London: An army of drones could soon keep a watchful eye over streets in the UK, repairing things like potholes and busted street lamps, scientists say.
Researchers from the University of Leeds in UK are leading a pioneering 4.2 million pounds national infrastructure research project with the vision of creating self-repairing cities.
The project could soon see an army of drones that detect problems with infrastructure as soon as they pop up, to prevent them developing into inconvenient roadworks or other larger repair projects, 'Gizmag' reported.
"We want to make Leeds the first city in the world to have zero disruption from street works," said Phil Purnell, professor at the university's School of Civil Engineering.
"We can support infrastructure which can be entirely maintained by robots and make the disruption caused by the constant digging up the road in our cities a thing of the past," Purnell said.
The researchers will initially develop new robot designs and technologies in three areas - "Perch and Repair", "Perceive and Patch" and "Fire and forget".
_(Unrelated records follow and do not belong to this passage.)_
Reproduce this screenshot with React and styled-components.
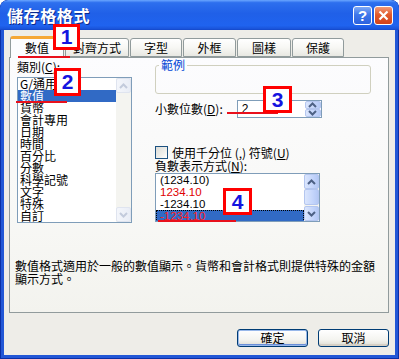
import styled, { createGlobalStyle } from 'styled-components'

const GlobalStyle = createGlobalStyle`
  html, body {
    margin: 0;
    padding: 0;
    background: #ffffff;
  }
  body {
    font-family: "Noto Sans CJK TC", "Liberation Sans", sans-serif;
    font-size: 12px;
    color: #000000;
  }
`

const Window = styled.div`
  position: relative;
  width: 399px;
  height: 359px;
  box-sizing: border-box;
  display: flex;
  flex-direction: column;
  background: #2257d6;
  border-radius: 8px 8px 0 0;
  box-shadow: inset 0 0 0 1px #0b2fa6;
  overflow: hidden;
`

const TitleBar = styled.div`
  flex: none;
  height: 30px;
  display: flex;
  align-items: center;
  padding: 0 6px 0 7px;
  background: linear-gradient(180deg, #6aa6ff 0%, #2d6fee 9%, #2060e8 45%, #1f63ef 85%, #1a55dc 95%, #1447c8 100%);
  border-radius: 8px 8px 0 0;
`

const Title = styled.div`
  flex: 1;
  color: #ffffff;
  font-weight: bold;
  font-size: 16px;
  letter-spacing: 0.6px;
  text-shadow: 1px 1px 0 #0c2a8c;
  line-height: 20px;
`

const CaptionButton = styled.div`
  width: 19px;
  height: 19px;
  margin-left: 2px;
  box-sizing: border-box;
  border: 1px solid #ffffff;
  border-radius: 3px;
  display: flex;
  align-items: center;
  justify-content: center;
  color: #ffffff;
  font-family: "Liberation Sans", sans-serif;
  font-weight: bold;
  font-size: 15px;
  background: ${p => p.$close
    ? 'linear-gradient(180deg, #f29a78 0%, #e25a2c 45%, #d2421a 100%)'
    : 'linear-gradient(180deg, #7fa9f5 0%, #3f77ea 45%, #2c62de 100%)'};
`

const Body = styled.div`
  flex: 1;
  margin: 0 4px 4px;
  background: #eeede8;
  display: flex;
  flex-direction: column;
`

const TabStrip = styled.div`
  display: flex;
  align-items: flex-end;
  height: 21px;
  margin-top: 6px;
  padding-left: 6px;
  gap: 1px;
`

const Tab = styled.div`
  position: relative;
  box-sizing: border-box;
  width: ${p => p.$w}px;
  height: ${p => (p.$active ? 22 : 19)}px;
  margin-bottom: ${p => (p.$active ? -1 : 0)}px;
  z-index: ${p => (p.$active ? 2 : 0)};
  border: 1px solid #919b9c;
  border-bottom: ${p => (p.$active ? 'none' : '1px solid #919b9c')};
  border-top: ${p => (p.$active ? '3px solid #f5a836' : '1px solid #919b9c')};
  border-radius: 3px 3px 0 0;
  background: ${p => (p.$active
    ? '#fcfcfe'
    : 'linear-gradient(180deg, #ffffff 0%, #f7f7f4 50%, #e8e8e2 100%)')};
  display: flex;
  align-items: center;
  justify-content: center;
  font-size: 12px;
  line-height: 17px;
  padding-bottom: ${p => (p.$active ? 2 : 0)}px;
`

const Panel = styled.div`
  box-sizing: border-box;
  width: 380px;
  height: 256px;
  margin-left: 5px;
  border: 1px solid #919b9c;
  background: linear-gradient(180deg, #fcfcfe 0%, #f8f8f6 60%, #f3f3ee 100%);
  display: flex;
  flex-direction: column;
`

const TopArea = styled.div`
  display: flex;
  padding-left: 7px;
  gap: 23px;
`

const LeftCol = styled.div`
  width: 115px;
  display: flex;
  flex-direction: column;
  padding-top: 1px;
`

const RightCol = styled.div`
  display: flex;
  flex-direction: column;
`

const Label = styled.div`
  line-height: ${p => p.$lh || 16}px;
  font-size: 12px;
  white-space: nowrap;
`

const ListBox = styled.div`
  box-sizing: border-box;
  width: ${p => p.$w}px;
  height: ${p => p.$h}px;
  margin-top: ${p => p.$mt || 0}px;
  border: 1px solid #7f9db9;
  background: #ffffff;
  display: flex;
`

const ListItems = styled.div`
  flex: 1;
  padding-top: ${p => p.$pt || 0}px;
  overflow: hidden;
`

const ListItem = styled.div`
  height: 12px;
  line-height: 12px;
  padding-left: ${p => p.$pl || 2}px;
  white-space: nowrap;
  font-size: ${p => (p.$num ? 11.5 : 12)}px;
  font-family: ${p => (p.$num ? '"Liberation Sans", sans-serif' : 'inherit')};
  color: ${p => (p.$selected ? (p.$red ? '#ff2020' : '#ffffff') : p.$red ? '#e00000' : '#000000')};
  background: ${p => (p.$selected ? '#316ac5' : 'transparent')};
  outline: ${p => (p.$focus ? '1px dotted #000000' : 'none')};
  outline-offset: -1px;
`

const ScrollBar = styled.div`
  width: 15px;
  display: flex;
  flex-direction: column;
  background: #f4f4f0;
`

const ScrollButton = styled.div`
  box-sizing: border-box;
  height: ${p => p.$h || 15}px;
  border: 1px solid ${p => (p.$disabled ? '#dfe4ef' : '#b4c6ef')};
  border-radius: 2px;
  background: ${p => (p.$disabled
    ? 'linear-gradient(90deg, #f4f6fb, #e9edf6)'
    : 'linear-gradient(90deg, #dbe6fd 0%, #c4d5fb 60%, #b4c8f5 100%)')};
  display: flex;
  align-items: center;
  justify-content: center;
`

const ScrollTrack = styled.div`
  flex: 1;
  background: #f4f4f0;
`

const Chevron = ({ down, color }) => (
  <svg width="9" height="6" viewBox="0 0 9 6">
    <polyline
      points={down ? '1,1 4.5,4.5 8,1' : '1,5 4.5,1.5 8,5'}
      fill="none"
      stroke={color}
      strokeWidth="2"
    />
  </svg>
)

const GroupBox = styled.fieldset`
  box-sizing: border-box;
  width: 216px;
  height: 36px;
  margin: 0;
  padding: 0;
  border: 1px solid #d0d0bf;
  border-radius: 3px;
`

const Legend = styled.legend`
  margin-left: 3px;
  padding: 0 2px;
  color: #0046d5;
  font-size: 12px;
  line-height: 14px;
`

const SpinRow = styled.div`
  display: flex;
  align-items: center;
  margin-top: 6px;
  height: 18px;
`

const SpinInput = styled.div`
  box-sizing: border-box;
  width: 85px;
  height: 18px;
  margin-left: 14px;
  border: 1px solid #7f9db9;
  background: #ffffff;
  display: flex;
  font-family: "Liberation Sans", sans-serif;
  font-size: 12px;
`

const SpinValue = styled.div`
  flex: 1;
  padding-left: 4px;
  line-height: 16px;
`

const SpinButtons = styled.div`
  width: 16px;
  display: flex;
  flex-direction: column;
  gap: 0;
`

const SpinHalf = styled(ScrollButton)`
  height: 8px;
`

const CheckRow = styled.div`
  display: flex;
  align-items: center;
  margin-top: 28px;
  height: 13px;
`

const CheckBox = styled.div`
  box-sizing: border-box;
  width: 13px;
  height: 13px;
  border: 1px solid #1c5180;
  background: linear-gradient(135deg, #dcdcd7 0%, #efefeb 60%, #ffffff 100%);
  margin-right: 4px;
`

const Description = styled.div`
  width: 364px;
  margin: 36px 0 0 5px;
  line-height: 13px;
  font-size: 12px;
`

const ButtonRow = styled.div`
  display: flex;
  justify-content: flex-end;
  gap: 10px;
  margin: 16px 6px 0 0;
`

const Button = styled.div`
  box-sizing: border-box;
  width: 71px;
  height: 18px;
  border: 1px solid #003c74;
  border-radius: 3px;
  background: linear-gradient(180deg, #ffffff 0%, #f4f4f0 60%, #dcdcd2 100%);
  box-shadow: ${p => (p.$default ? 'inset 0 0 0 1px #98b8ea, inset 0 -1px 0 1px #6a8fd8' : 'inset 0 -2px 0 #d6d0c5')};
  display: flex;
  align-items: center;
  justify-content: center;
  font-size: 12px;
  line-height: 14px;
`

const Marker = styled.div`
  position: absolute;
  left: ${p => p.$x}px;
  top: ${p => p.$y}px;
  width: ${p => p.$w}px;
  height: ${p => p.$h}px;
  box-sizing: border-box;
  border: 3px solid #ff0000;
  background: #ffffff;
  display: flex;
  align-items: center;
  justify-content: center;
  color: #1414e0;
  font-family: "Liberation Sans", sans-serif;
  font-weight: bold;
  font-size: 21px;
  z-index: 5;
`

const RedLine = styled.div`
  position: absolute;
  left: ${p => p.$x}px;
  top: ${p => p.$y}px;
  width: ${p => p.$w}px;
  height: 2px;
  background: #e8101c;
  z-index: 4;
`

const tabs = [
  { label: '數值', w: 54, active: true },
  { label: '對齊方式', w: 64 },
  { label: '字型', w: 52 },
  { label: '外框', w: 53 },
  { label: '圖樣', w: 54 },
  { label: '保護', w: 52 },
]

const categories = ['G/通用格式', '數值', '貨幣', '會計專用', '日期', '時間', '百分比', '分數', '科學記號', '文字', '特殊', '自訂']

const negatives = [
  { text: '(1234.10)' },
  { text: '1234.10', red: true },
  { text: '-1234.10' },
  { text: '-1234.10', red: true, selected: true },
]

const markers = [
  { n: 1, x: 53, y: 24, w: 27, h: 26 },
  { n: 2, x: 54, y: 68, w: 27, h: 28 },
  { n: 3, x: 263, y: 86, w: 29, h: 27 },
  { n: 4, x: 223, y: 188, w: 29, h: 27 },
]

const lines = [
  { x: 18, y: 56, w: 52 },
  { x: 16, y: 101, w: 51 },
  { x: 227, y: 112, w: 51 },
  { x: 158, y: 220, w: 78 },
]

const App = () => {
  return (
    <Window>
      <GlobalStyle />
      <TitleBar>
        <Title>儲存格格式</Title>
        <CaptionButton>?</CaptionButton>
        <CaptionButton $close>
          <svg width="11" height="11" viewBox="0 0 11 11">
            <path d="M1.5 1.5 L9.5 9.5 M9.5 1.5 L1.5 9.5" stroke="#ffffff" strokeWidth="2.2" />
          </svg>
        </CaptionButton>
      </TitleBar>
      <Body>
        <TabStrip>
          {tabs.map(t => (
            <Tab key={t.label} $w={t.w} $active={t.active}>{t.label}</Tab>
          ))}
        </TabStrip>
        <Panel>
          <TopArea>
            <LeftCol>
              <Label>類別(<u>C</u>):</Label>
              <ListBox $w={115} $h={146} $mt={2}>
                <ListItems $pt={0}>
                  {categories.map(c => (
                    <ListItem key={c} $selected={c === '數值'}>{c}</ListItem>
                  ))}
                </ListItems>
                <ScrollBar>
                  <ScrollButton $disabled><Chevron color="#c3cbdc" /></ScrollButton>
                  <ScrollTrack />
                  <ScrollButton $disabled><Chevron down color="#c3cbdc" /></ScrollButton>
                </ScrollBar>
              </ListBox>
            </LeftCol>
            <RightCol>
              <GroupBox>
                <Legend>範例</Legend>
              </GroupBox>
              <SpinRow>
                <Label>小數位數(<u>D</u>):</Label>
                <SpinInput>
                  <SpinValue>2</SpinValue>
                  <SpinButtons>
                    <SpinHalf><Chevron color="#4d6185" /></SpinHalf>
                    <SpinHalf><Chevron down color="#4d6185" /></SpinHalf>
                  </SpinButtons>
                </SpinInput>
              </SpinRow>
              <CheckRow>
                <CheckBox />
                <Label $lh={13}>使用千分位 (,) 符號(<u>U</u>)</Label>
              </CheckRow>
              <Label $lh={13}>負數表示方式(<u>N</u>):</Label>
              <ListBox $w={165} $h={49} $mt={1}>
                <ListItems $pt={0}>
                  {negatives.map((n, i) => (
                    <ListItem key={i} $num $pl={4} $red={n.red} $selected={n.selected} $focus={n.selected}>
                      {n.text}
                    </ListItem>
                  ))}
                </ListItems>
                <ScrollBar>
                  <ScrollButton><Chevron color="#4d6185" /></ScrollButton>
                  <ScrollButton $h={16} />
                  <ScrollTrack />
                  <ScrollButton><Chevron down color="#4d6185" /></ScrollButton>
                </ScrollBar>
              </ListBox>
            </RightCol>
          </TopArea>
          <Description>
            數值格式適用於一般的數值顯示。貨幣和會計格式則提供特殊的金額顯示方式。
          </Description>
        </Panel>
        <ButtonRow>
          <Button $default>確定</Button>
          <Button>取消</Button>
        </ButtonRow>
      </Body>
      {lines.map((l, i) => (
        <RedLine key={i} $x={l.x} $y={l.y} $w={l.w} />
      ))}
      {markers.map(m => (
        <Marker key={m.n} $x={m.x} $y={m.y} $w={m.w} $h={m.h}>{m.n}</Marker>
      ))}
    </Window>
  )
}

export default App
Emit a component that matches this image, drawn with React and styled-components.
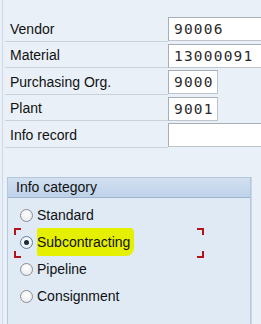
import React from 'react';
import styled, { createGlobalStyle } from 'styled-components';

const Global = createGlobalStyle`
  html, body {
    margin: 0;
    padding: 0;
    background: #e9f0f8;
    overflow: hidden;
  }
  body {
    font-family: "Liberation Sans", Arial, sans-serif;
    color: #111;
  }
`;

const Screen = styled.div`
  width: 261px;
  height: 324px;
  margin-left: 2px;
  border-left: 1px solid #cfd9e5;
  box-sizing: border-box;
  padding-top: 17px;
  overflow: hidden;
`;

const Fields = styled.div`
  display: flex;
  flex-direction: column;
`;

const Row = styled.div`
  display: flex;
  align-items: stretch;
  height: 26.5px;
`;

const Label = styled.div`
  flex-shrink: 0;
  width: 163px;
  margin-left: 2px;
  padding-left: 5px;
  box-sizing: border-box;
  font-size: 14px;
  display: flex;
  align-items: center;
  border-bottom: 1px solid #c9d1da;
  margin-bottom: 2px;
`;

const Input = styled.div`
  width: ${p => p.$width || 120}px;
  flex-shrink: 0;
  height: 24px;
  box-sizing: border-box;
  background: #fff;
  border: 1px solid #c0c5cb;
  border-top-color: #a8aeb5;
  border-left-color: #a8aeb5;
  font-family: "DejaVu Sans Mono", monospace;
  font-size: 14.5px;
  letter-spacing: 1.2px;
  padding-left: 5px;
  display: flex;
  align-items: center;
  color: #2a2a2a;
`;

const Group = styled.div`
  margin: 27px 0 0 4px;
  width: 242px;
  height: 160px;
  background: #dfeaf5;
  border: 1px solid #b4c7dc;
  border-bottom: none;
  box-shadow: 1px 0 0 #c9d6e4;
`;

const GroupHeader = styled.div`
  height: 19px;
  background: linear-gradient(#d2e0f0, #bed2e9);
  border-bottom: 1px solid #9db4cf;
  font-size: 14px;
  padding-left: 8px;
  display: flex;
  align-items: center;
`;

const Options = styled.div`
  display: flex;
  flex-direction: column;
  padding-top: 4px;
  padding-left: 12px;
`;

const Option = styled.div`
  position: relative;
  display: flex;
  align-items: center;
  gap: 4px;
  height: 27px;
  font-size: 14px;
`;

const Radio = styled.span`
  flex-shrink: 0;
  width: 13px;
  height: 13px;
  border-radius: 50%;
  box-sizing: border-box;
  border: 1px solid ${p => (p.$checked ? '#5c7fa8' : '#8c8f94')};
  background: radial-gradient(circle at 50% 35%, #ffffff, #e4e6e9);
  display: flex;
  align-items: center;
  justify-content: center;
  &::after {
    content: '';
    width: 5px;
    height: 5px;
    border-radius: 50%;
    background: #1d2a3a;
    display: ${p => (p.$checked ? 'block' : 'none')};
  }
`;

const Marker = styled.span`
  background: #e5f000;
  padding: 5px 4px 6px 0;
  margin: -5px 0 -6px 0;
  border-radius: 0 3px 8px 2px;
  box-shadow: 0 -2px 0 -1px #e5f000;
`;

const Corner = styled.span`
  position: absolute;
  width: 5px;
  height: 5px;
  border-color: #b3141c;
  border-style: solid;
  border-width: 0;
  ${p => (p.$top ? 'top: -1px; border-top-width: 2px;' : 'bottom: -2px; border-bottom-width: 2px;')}
  ${p => (p.$left ? 'left: -6px; border-left-width: 2px;' : 'left: 177px; border-right-width: 2px;')}
`;

const fields = [
  { label: 'Vendor', value: '90006', width: 120 },
  { label: 'Material', value: '13000091', width: 120 },
  { label: 'Purchasing Org.', value: '9000', width: 50 },
  { label: 'Plant', value: '9001', width: 50 },
  { label: 'Info record', value: '', width: 120 },
];

const categories = ['Standard', 'Subcontracting', 'Pipeline', 'Consignment'];

export default function App() {
  return (
    <>
      <Global />
      <Screen>
        <Fields>
          {fields.map(f => (
            <Row key={f.label}>
              <Label>{f.label}</Label>
              <Input $width={f.width}>{f.value}</Input>
            </Row>
          ))}
        </Fields>
        <Group>
          <GroupHeader>Info category</GroupHeader>
          <Options>
            {categories.map(c => {
              const checked = c === 'Subcontracting';
              return (
                <Option key={c}>
                  <Radio $checked={checked} />
                  {checked ? <Marker>{c}</Marker> : c}
                  {checked && (
                    <>
                      <Corner $top $left />
                      <Corner $left />
                      <Corner $top />
                      <Corner />
                    </>
                  )}
                </Option>
              );
            })}
          </Options>
        </Group>
      </Screen>
    </>
  );
}
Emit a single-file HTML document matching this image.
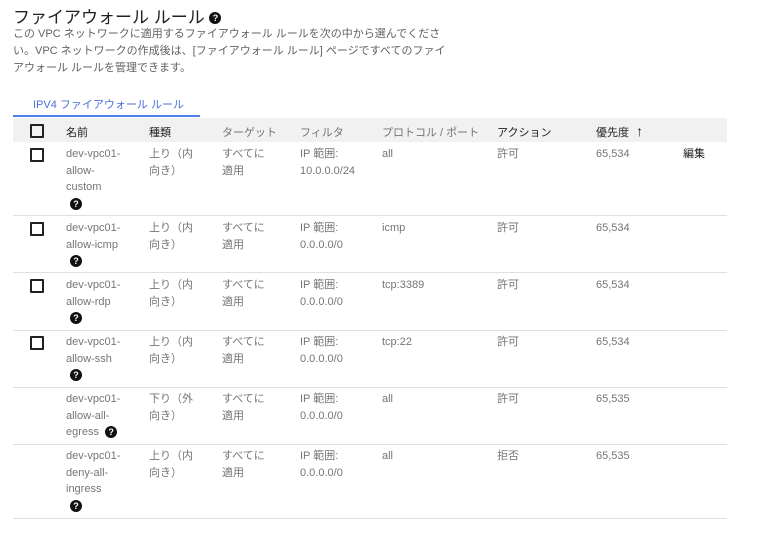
<!DOCTYPE html>
<html><head><meta charset="utf-8"><style>
body{margin:0;width:768px;height:533px;background:#fff;font-family:"Liberation Sans","Noto Sans CJK JP",sans-serif;position:relative;overflow:hidden;color:#757575}
.a{position:absolute;white-space:nowrap}
.t{font-size:17px;color:#212121;left:13px;top:3px}
.d{font-size:11px;color:#616161;left:13px;line-height:17px}
.hd{position:absolute;left:13px;top:118px;width:714px;height:24px;background:#f1f1f1}
.c{font-size:11px;line-height:16.5px;position:absolute}
.cb{position:absolute;width:10px;height:10px;border:2px solid #212121;border-radius:1px;left:30px}
.q{display:inline-block;width:12px;height:12px;border-radius:50%;background:#111;color:#fff;font-size:9px;line-height:12px;text-align:center;font-weight:bold;vertical-align:middle}
.ln{position:absolute;left:13px;width:714px;height:1px;background:#e0e0e0}
.h{font-size:11px;position:absolute;top:124px}
</style></head><body>
<div class="a t">ファイアウォール ルール <span class="q" style="width:12px;height:12px;line-height:12px;vertical-align:2px">?</span></div>
<div class="a d" style="top:26px">この VPC ネットワークに適用するファイアウォール ルールを次の中から選んでくださ</div>
<div class="a d" style="top:43px">い。VPC ネットワークの作成後は、[ファイアウォール ルール] ページですべてのファイ</div>
<div class="a d" style="top:60px">アウォール ルールを管理できます。</div>
<div class="a" style="left:33px;top:96px;font-size:11px;color:#4a70d8">IPV4 ファイアウォール ルール</div>
<div class="a" style="left:13px;top:115px;width:187px;height:2px;background:#4a80e8"></div>
<div class="hd"></div>
<div class="cb" style="top:124px"></div>
<div class="h" style="left:66px;color:#212121">名前</div>
<div class="h" style="left:149px;color:#212121">種類</div>
<div class="h" style="left:222px">ターゲット</div>
<div class="h" style="left:300px">フィルタ</div>
<div class="h" style="left:382px">プロトコル / ポート</div>
<div class="h" style="left:497px;color:#212121">アクション</div>
<div class="h" style="left:596px;color:#212121">優先度 <b style="font-size:14px;margin-left:4px;line-height:11px">↑</b></div>

<div class="ln" style="top:215px"></div>
<div class="ln" style="top:272px"></div>
<div class="ln" style="top:330px"></div>
<div class="ln" style="top:387px"></div>
<div class="ln" style="top:444px"></div>
<div class="ln" style="top:518px"></div>

<div class="cb" style="top:148px"></div>
<div class="c" style="left:66px;top:146px">dev-vpc01-<br>allow-<br>custom<br><span class="q" style="margin-left:4px">?</span></div>
<div class="c" style="left:149px;top:146px">上り（内<br>向き）</div>
<div class="c" style="left:222px;top:146px">すべてに<br>適用</div>
<div class="c" style="left:300px;top:146px">IP 範囲:<br>10.0.0.0/24</div>
<div class="c" style="left:382px;top:146px">all</div>
<div class="c" style="left:497px;top:146px">許可</div>
<div class="c" style="left:596px;top:146px">65,534</div>
<div class="c" style="left:683px;top:146px;color:#212121">編集</div>

<div class="cb" style="top:222px"></div>
<div class="c" style="left:66px;top:220px">dev-vpc01-<br>allow-icmp<br><span class="q" style="margin-left:4px">?</span></div>
<div class="c" style="left:149px;top:220px">上り（内<br>向き）</div>
<div class="c" style="left:222px;top:220px">すべてに<br>適用</div>
<div class="c" style="left:300px;top:220px">IP 範囲:<br>0.0.0.0/0</div>
<div class="c" style="left:382px;top:220px">icmp</div>
<div class="c" style="left:497px;top:220px">許可</div>
<div class="c" style="left:596px;top:220px">65,534</div>

<div class="cb" style="top:279px"></div>
<div class="c" style="left:66px;top:277px">dev-vpc01-<br>allow-rdp<br><span class="q" style="margin-left:4px">?</span></div>
<div class="c" style="left:149px;top:277px">上り（内<br>向き）</div>
<div class="c" style="left:222px;top:277px">すべてに<br>適用</div>
<div class="c" style="left:300px;top:277px">IP 範囲:<br>0.0.0.0/0</div>
<div class="c" style="left:382px;top:277px">tcp:3389</div>
<div class="c" style="left:497px;top:277px">許可</div>
<div class="c" style="left:596px;top:277px">65,534</div>

<div class="cb" style="top:336px"></div>
<div class="c" style="left:66px;top:334px">dev-vpc01-<br>allow-ssh<br><span class="q" style="margin-left:4px">?</span></div>
<div class="c" style="left:149px;top:334px">上り（内<br>向き）</div>
<div class="c" style="left:222px;top:334px">すべてに<br>適用</div>
<div class="c" style="left:300px;top:334px">IP 範囲:<br>0.0.0.0/0</div>
<div class="c" style="left:382px;top:334px">tcp:22</div>
<div class="c" style="left:497px;top:334px">許可</div>
<div class="c" style="left:596px;top:334px">65,534</div>

<div class="c" style="left:66px;top:391px">dev-vpc01-<br>allow-all-<br>egress <span class="q" style="margin-left:3px">?</span></div>
<div class="c" style="left:149px;top:391px">下り（外<br>向き）</div>
<div class="c" style="left:222px;top:391px">すべてに<br>適用</div>
<div class="c" style="left:300px;top:391px">IP 範囲:<br>0.0.0.0/0</div>
<div class="c" style="left:382px;top:391px">all</div>
<div class="c" style="left:497px;top:391px">許可</div>
<div class="c" style="left:596px;top:391px">65,535</div>

<div class="c" style="left:66px;top:448px">dev-vpc01-<br>deny-all-<br>ingress<br><span class="q" style="margin-left:4px">?</span></div>
<div class="c" style="left:149px;top:448px">上り（内<br>向き）</div>
<div class="c" style="left:222px;top:448px">すべてに<br>適用</div>
<div class="c" style="left:300px;top:448px">IP 範囲:<br>0.0.0.0/0</div>
<div class="c" style="left:382px;top:448px">all</div>
<div class="c" style="left:497px;top:448px">拒否</div>
<div class="c" style="left:596px;top:448px">65,535</div>
</body></html>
"Perch and Repair" aims to develop drones that can perch on structures like birds at height and perform repair tasks, such as repairing street lights.
The second, "Perceive and Patch" will develop drones able to autonomously inspect, diagnose, repair and prevent potholes in roads.
"Fire and forget" aims to develop robots which will operate indefinitely within live utility pipes performing inspection, repair, metering and reporting tasks.
"Detecting faults and weaknesses early and then quickly performing smart repairs is the key," said Rob Richardson, director of the National Facility for Innovative Robotic Systems at the university.
"Our robots will undertake precision repairs and avoid the need for large construction vehicles in the heart of our cities. We will use the unique capabilities of our robotic facility to make new, more capable robots," Richardson said.
"The critical part of this project is being proactive rather than reactive," said Raul Fuentes, from the School of Civil Engineering at the university.
"This is crucial to ensuring we have sustainable and resilient infrastructure. We will target our interventions so that they are invisible to the human eye, before they become a real problem," he said.